No images are to be carried over; print all other material exactly as it stands.

RECORDED DATA |

---

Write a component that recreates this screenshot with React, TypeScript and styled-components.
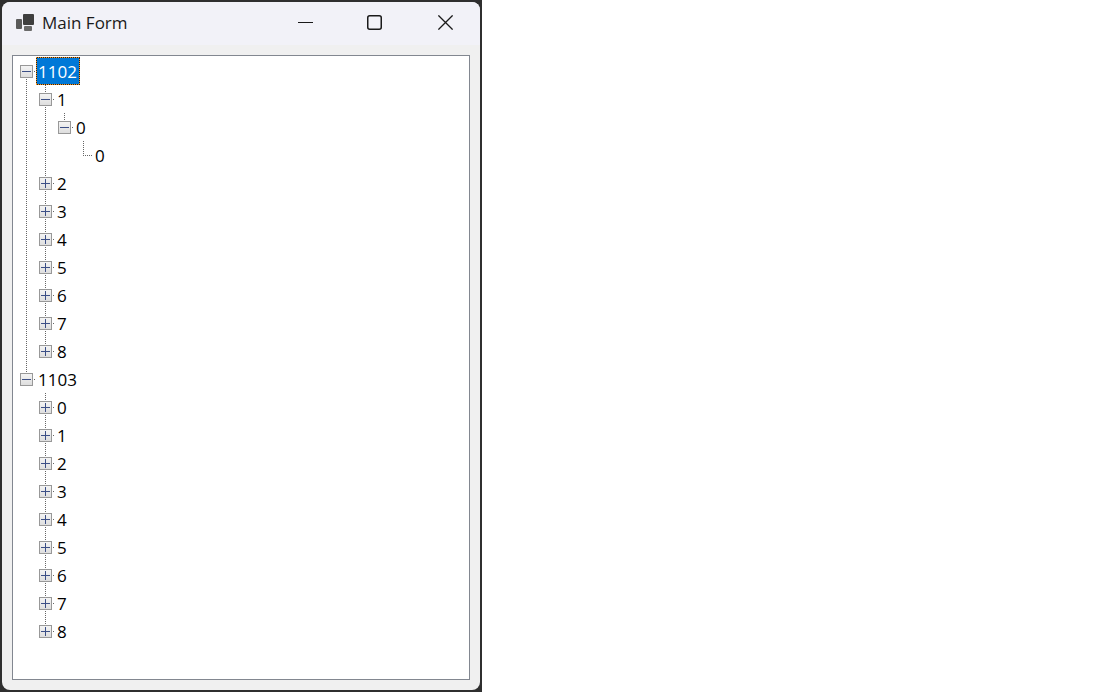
import React from 'react';
import styled, { createGlobalStyle, css } from 'styled-components';

type NodeState = 'open' | 'closed' | 'leaf';

interface TreeNode {
  label: string;
  depth: number;
  state: NodeState;
  hasPrev?: boolean; // an earlier sibling's line comes down into this row
  hasNext?: boolean; // a later sibling exists, so the line runs on below this row
  guides?: number[]; // ancestor levels whose line passes through this row
  selected?: boolean;
}

const closedRange = (from: number, to: number, last: boolean): TreeNode[] =>
  Array.from({ length: to - from + 1 }, (_, i) => ({
    label: String(from + i),
    depth: 1,
    state: 'closed' as NodeState,
    hasPrev: true,
    hasNext: !last || from + i < to,
    guides: last ? [] : [0],
  }));

const nodes: TreeNode[] = [
  { label: '1102', depth: 0, state: 'open', hasNext: true, selected: true },
  { label: '1', depth: 1, state: 'open', hasPrev: true, hasNext: true, guides: [0] },
  { label: '0', depth: 2, state: 'open', hasPrev: true, guides: [0, 1] },
  { label: '0', depth: 3, state: 'leaf', hasPrev: true, guides: [0, 1] },
  ...closedRange(2, 7, false),
  { label: '8', depth: 1, state: 'closed', hasPrev: true, guides: [0] },
  { label: '1103', depth: 0, state: 'open', hasPrev: true },
  ...closedRange(0, 8, true),
];

const App: React.FC = () => {
  return (
    <>
      <GlobalStyle />
      <Frame>
        <Win>
          <TitleBar>
            <AppIcon viewBox="0 0 19 17">
              <rect x="7" y="0" width="11" height="11" rx="1" fill="#3f3f3f" />
              <rect x="0" y="5" width="6" height="10" rx="1" fill="#5a5a5a" />
              <rect x="8" y="12" width="8" height="5" rx="1" fill="#6a6a6a" />
            </AppIcon>
            <Title>Main Form</Title>
            <Caption>
              <CaptionButton aria-label="Minimize">
                <svg width="15" height="15" viewBox="0 0 15 15">
                  <path d="M0 7.5H15" stroke="#1a1a1a" strokeWidth="1.2" fill="none" />
                </svg>
              </CaptionButton>
              <CaptionButton aria-label="Maximize" $pull>
                <svg width="15" height="15" viewBox="0 0 15 15">
                  <rect x="0.75" y="0.75" width="13.5" height="13.5" rx="2" stroke="#1a1a1a" strokeWidth="1.5" fill="none" />
                </svg>
              </CaptionButton>
              <CaptionButton aria-label="Close">
                <svg width="15" height="15" viewBox="0 0 15 15">
                  <path d="M0.4 0.4L14.6 14.6M14.6 0.4L0.4 14.6" stroke="#1a1a1a" strokeWidth="1.3" fill="none" />
                </svg>
              </CaptionButton>
            </Caption>
          </TitleBar>
          <Body>
            <Tree>
              {nodes.map((node, i) => (
                <Row key={i}>
                  {Array.from({ length: node.depth }, (_, level) => (
                    <Cell key={level} $through={(node.guides ?? []).includes(level)} />
                  ))}
                  <Cell $up={node.hasPrev} $down={node.hasNext} $across>
                    {node.state !== 'leaf' && (
                      <Expander>
                        <Glyph $plus={node.state === 'closed'} />
                      </Expander>
                    )}
                  </Cell>
                  <Label $selected={node.selected}>{node.label}</Label>
                </Row>
              ))}
            </Tree>
          </Body>
        </Win>
      </Frame>
    </>
  );
};

export default App;

const GlobalStyle = createGlobalStyle`
  html, body {
    margin: 0;
    padding: 0;
    background: #fff;
  }
  body {
    font-family: "Open Sans", "Noto Sans", sans-serif;
    color: #000;
  }
`;

const Frame = styled.div`
  width: 482px;
  height: 692px;
  box-sizing: border-box;
  padding: 2px;
  background: #2f2f2f;
`;

const Win = styled.div`
  height: 100%;
  display: flex;
  flex-direction: column;
  border-radius: 8px;
  overflow: hidden;
  background: #f0f0f0;
`;

const TitleBar = styled.div`
  height: 43px;
  flex: none;
  display: flex;
  align-items: center;
  padding-left: 14px;
  background: #f2f2f8;
`;

const AppIcon = styled.svg`
  width: 19px;
  height: 17px;
  margin: -3px 7px 0 0;
  flex: none;
`;

const Title = styled.span`
  font-size: 17px;
  margin-top: -3px;
  color: #1a1a1a;
`;

const Caption = styled.div`
  margin-left: auto;
  display: flex;
`;

const CaptionButton = styled.button<{ $pull?: boolean }>`
  width: 70px;
  height: 43px;
  padding: ${(p) => (p.$pull ? '0 1px 0 0' : '0 0 0 1px')};
  border: none;
  background: transparent;
  display: flex;
  align-items: center;
  justify-content: center;
  svg {
    display: block;
    margin-top: -2px;
  }
`;

const Body = styled.div`
  flex: 1;
  padding: 10px;
  display: flex;
`;

const Tree = styled.div`
  width: 458px;
  height: 625px;
  box-sizing: border-box;
  padding: 1px 0 0 4px;
  border: 1px solid #828790;
  background: #fff;
`;

const Row = styled.div`
  display: flex;
  height: 28px;
`;

const Cell = styled.div<{ $through?: boolean; $up?: boolean; $down?: boolean; $across?: boolean }>`
  position: relative;
  width: 19px;
  flex: none;

  /* vertical dotted line */
  &::before {
    content: '';
    position: absolute;
    left: 9px;
    top: ${(p) => (p.$through || p.$up ? '0' : '14px')};
    bottom: ${(p) => (p.$through || p.$down ? '0' : '14px')};
    display: ${(p) => (p.$through || p.$up || p.$down ? 'block' : 'none')};
    width: 1px;
    background: repeating-linear-gradient(to bottom, #666 0 1px, transparent 1px 2px);
  }

  /* horizontal dotted stub */
  &::after {
    content: '';
    position: absolute;
    left: 9px;
    top: 14px;
    display: ${(p) => (p.$across ? 'block' : 'none')};
    width: 9px;
    height: 1px;
    background: repeating-linear-gradient(to right, #666 0 1px, transparent 1px 2px);
  }
`;

const Expander = styled.span`
  position: absolute;
  z-index: 1;
  left: 3px;
  top: 8px;
  width: 13px;
  height: 13px;
  box-sizing: border-box;
  border: 1px solid #989898;
  background: linear-gradient(to bottom, #f4f4f4, #dedede);
`;

const Glyph = styled.span<{ $plus?: boolean }>`
  position: absolute;
  inset: 0;

  &::before {
    content: '';
    position: absolute;
    left: 1px;
    right: 1px;
    top: 5px;
    height: 1px;
    background: #3c4f86;
  }

  &::after {
    content: '';
    position: absolute;
    display: ${(p) => (p.$plus ? 'block' : 'none')};
    top: 1px;
    bottom: 1px;
    left: 5px;
    width: 1px;
    background: #3c4f86;
  }
`;

// focus rectangle of the selected node: orange and black dots on each edge
const focusDots = css`
  background:
    repeating-linear-gradient(to right, #f7941d 0 1px, #222 1px 2px) top / 100% 1px no-repeat,
    repeating-linear-gradient(to right, #f7941d 0 1px, #222 1px 2px) bottom / 100% 1px no-repeat,
    repeating-linear-gradient(to bottom, #f7941d 0 1px, #222 1px 2px) left / 1px 100% no-repeat,
    repeating-linear-gradient(to bottom, #f7941d 0 1px, #222 1px 2px) right / 1px 100% no-repeat,
    #0078d7;
`;

const Label = styled.span<{ $selected?: boolean }>`
  height: 28px;
  box-sizing: border-box;
  padding: 0 3px 0 2px;
  font-size: 17px;
  line-height: 30px;
  color: ${(p) => (p.$selected ? '#fff' : '#000')};
  ${(p) => p.$selected && focusDots}
`;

---

REPLY TO THE EXERCISE |
Write a component that recreates this screenshot with React, TypeScript and styled-components.
import React from 'react';
import styled, { createGlobalStyle, css } from 'styled-components';

type NodeState = 'open' | 'closed' | 'leaf';

interface TreeNode {
  label: string;
  depth: number;
  state: NodeState;
  hasPrev?: boolean; // an earlier sibling's line comes down into this row
  hasNext?: boolean; // a later sibling exists, so the line runs on below this row
  guides?: number[]; // ancestor levels whose line passes through this row
  selected?: boolean;
}

const closedRange = (from: number, to: number, last: boolean): TreeNode[] =>
  Array.from({ length: to - from + 1 }, (_, i) => ({
    label: String(from + i),
    depth: 1,
    state: 'closed' as NodeState,
    hasPrev: true,
    hasNext: !last || from + i < to,
    guides: last ? [] : [0],
  }));

const nodes: TreeNode[] = [
  { label: '1102', depth: 0, state: 'open', hasNext: true, selected: true },
  { label: '1', depth: 1, state: 'open', hasPrev: true, hasNext: true, guides: [0] },
  { label: '0', depth: 2, state: 'open', hasPrev: true, guides: [0, 1] },
  { label: '0', depth: 3, state: 'leaf', hasPrev: true, guides: [0, 1] },
  ...closedRange(2, 7, false),
  { label: '8', depth: 1, state: 'closed', hasPrev: true, guides: [0] },
  { label: '1103', depth: 0, state: 'open', hasPrev: true },
  ...closedRange(0, 8, true),
];

const App: React.FC = () => {
  return (
    <>
      <GlobalStyle />
      <Frame>
        <Win>
          <TitleBar>
            <AppIcon viewBox="0 0 19 17">
              <rect x="7" y="0" width="11" height="11" rx="1" fill="#3f3f3f" />
              <rect x="0" y="5" width="6" height="10" rx="1" fill="#5a5a5a" />
              <rect x="8" y="12" width="8" height="5" rx="1" fill="#6a6a6a" />
            </AppIcon>
            <Title>Main Form</Title>
            <Caption>
              <CaptionButton aria-label="Minimize">
                <svg width="15" height="15" viewBox="0 0 15 15">
                  <path d="M0 7.5H15" stroke="#1a1a1a" strokeWidth="1.2" fill="none" />
                </svg>
              </CaptionButton>
              <CaptionButton aria-label="Maximize" $pull>
                <svg width="15" height="15" viewBox="0 0 15 15">
                  <rect x="0.75" y="0.75" width="13.5" height="13.5" rx="2" stroke="#1a1a1a" strokeWidth="1.5" fill="none" />
                </svg>
              </CaptionButton>
              <CaptionButton aria-label="Close">
                <svg width="15" height="15" viewBox="0 0 15 15">
                  <path d="M0.4 0.4L14.6 14.6M14.6 0.4L0.4 14.6" stroke="#1a1a1a" strokeWidth="1.3" fill="none" />
                </svg>
              </CaptionButton>
            </Caption>
          </TitleBar>
          <Body>
            <Tree>
              {nodes.map((node, i) => (
                <Row key={i}>
                  {Array.from({ length: node.depth }, (_, level) => (
                    <Cell key={level} $through={(node.guides ?? []).includes(level)} />
                  ))}
                  <Cell $up={node.hasPrev} $down={node.hasNext} $across>
                    {node.state !== 'leaf' && (
                      <Expander>
                        <Glyph $plus={node.state === 'closed'} />
                      </Expander>
                    )}
                  </Cell>
                  <Label $selected={node.selected}>{node.label}</Label>
                </Row>
              ))}
            </Tree>
          </Body>
        </Win>
      </Frame>
    </>
  );
};

export default App;

const GlobalStyle = createGlobalStyle`
  html, body {
    margin: 0;
    padding: 0;
    background: #fff;
  }
  body {
    font-family: "Open Sans", "Noto Sans", sans-serif;
    color: #000;
  }
`;

const Frame = styled.div`
  width: 482px;
  height: 692px;
  box-sizing: border-box;
  padding: 2px;
  background: #2f2f2f;
`;

const Win = styled.div`
  height: 100%;
  display: flex;
  flex-direction: column;
  border-radius: 8px;
  overflow: hidden;
  background: #f0f0f0;
`;

const TitleBar = styled.div`
  height: 43px;
  flex: none;
  display: flex;
  align-items: center;
  padding-left: 14px;
  background: #f2f2f8;
`;

const AppIcon = styled.svg`
  width: 19px;
  height: 17px;
  margin: -3px 7px 0 0;
  flex: none;
`;

const Title = styled.span`
  font-size: 17px;
  margin-top: -3px;
  color: #1a1a1a;
`;

const Caption = styled.div`
  margin-left: auto;
  display: flex;
`;

const CaptionButton = styled.button<{ $pull?: boolean }>`
  width: 70px;
  height: 43px;
  padding: ${(p) => (p.$pull ? '0 1px 0 0' : '0 0 0 1px')};
  border: none;
  background: transparent;
  display: flex;
  align-items: center;
  justify-content: center;
  svg {
    display: block;
    margin-top: -2px;
  }
`;

const Body = styled.div`
  flex: 1;
  padding: 10px;
  display: flex;
`;

const Tree = styled.div`
  width: 458px;
  height: 625px;
  box-sizing: border-box;
  padding: 1px 0 0 4px;
  border: 1px solid #828790;
  background: #fff;
`;

const Row = styled.div`
  display: flex;
  height: 28px;
`;

const Cell = styled.div<{ $through?: boolean; $up?: boolean; $down?: boolean; $across?: boolean }>`
  position: relative;
  width: 19px;
  flex: none;

  /* vertical dotted line */
  &::before {
    content: '';
    position: absolute;
    left: 9px;
    top: ${(p) => (p.$through || p.$up ? '0' : '14px')};
    bottom: ${(p) => (p.$through || p.$down ? '0' : '14px')};
    display: ${(p) => (p.$through || p.$up || p.$down ? 'block' : 'none')};
    width: 1px;
    background: repeating-linear-gradient(to bottom, #666 0 1px, transparent 1px 2px);
  }

  /* horizontal dotted stub */
  &::after {
    content: '';
    position: absolute;
    left: 9px;
    top: 14px;
    display: ${(p) => (p.$across ? 'block' : 'none')};
    width: 9px;
    height: 1px;
    background: repeating-linear-gradient(to right, #666 0 1px, transparent 1px 2px);
  }
`;

const Expander = styled.span`
  position: absolute;
  z-index: 1;
  left: 3px;
  top: 8px;
  width: 13px;
  height: 13px;
  box-sizing: border-box;
  border: 1px solid #989898;
  background: linear-gradient(to bottom, #f4f4f4, #dedede);
`;

const Glyph = styled.span<{ $plus?: boolean }>`
  position: absolute;
  inset: 0;

  &::before {
    content: '';
    position: absolute;
    left: 1px;
    right: 1px;
    top: 5px;
    height: 1px;
    background: #3c4f86;
  }

  &::after {
    content: '';
    position: absolute;
    display: ${(p) => (p.$plus ? 'block' : 'none')};
    top: 1px;
    bottom: 1px;
    left: 5px;
    width: 1px;
    background: #3c4f86;
  }
`;

// focus rectangle of the selected node: orange and black dots on each edge
const focusDots = css`
  background:
    repeating-linear-gradient(to right, #f7941d 0 1px, #222 1px 2px) top / 100% 1px no-repeat,
    repeating-linear-gradient(to right, #f7941d 0 1px, #222 1px 2px) bottom / 100% 1px no-repeat,
    repeating-linear-gradient(to bottom, #f7941d 0 1px, #222 1px 2px) left / 1px 100% no-repeat,
    repeating-linear-gradient(to bottom, #f7941d 0 1px, #222 1px 2px) right / 1px 100% no-repeat,
    #0078d7;
`;

const Label = styled.span<{ $selected?: boolean }>`
  height: 28px;
  box-sizing: border-box;
  padding: 0 3px 0 2px;
  font-size: 17px;
  line-height: 30px;
  color: ${(p) => (p.$selected ? '#fff' : '#000')};
  ${(p) => p.$selected && focusDots}
`;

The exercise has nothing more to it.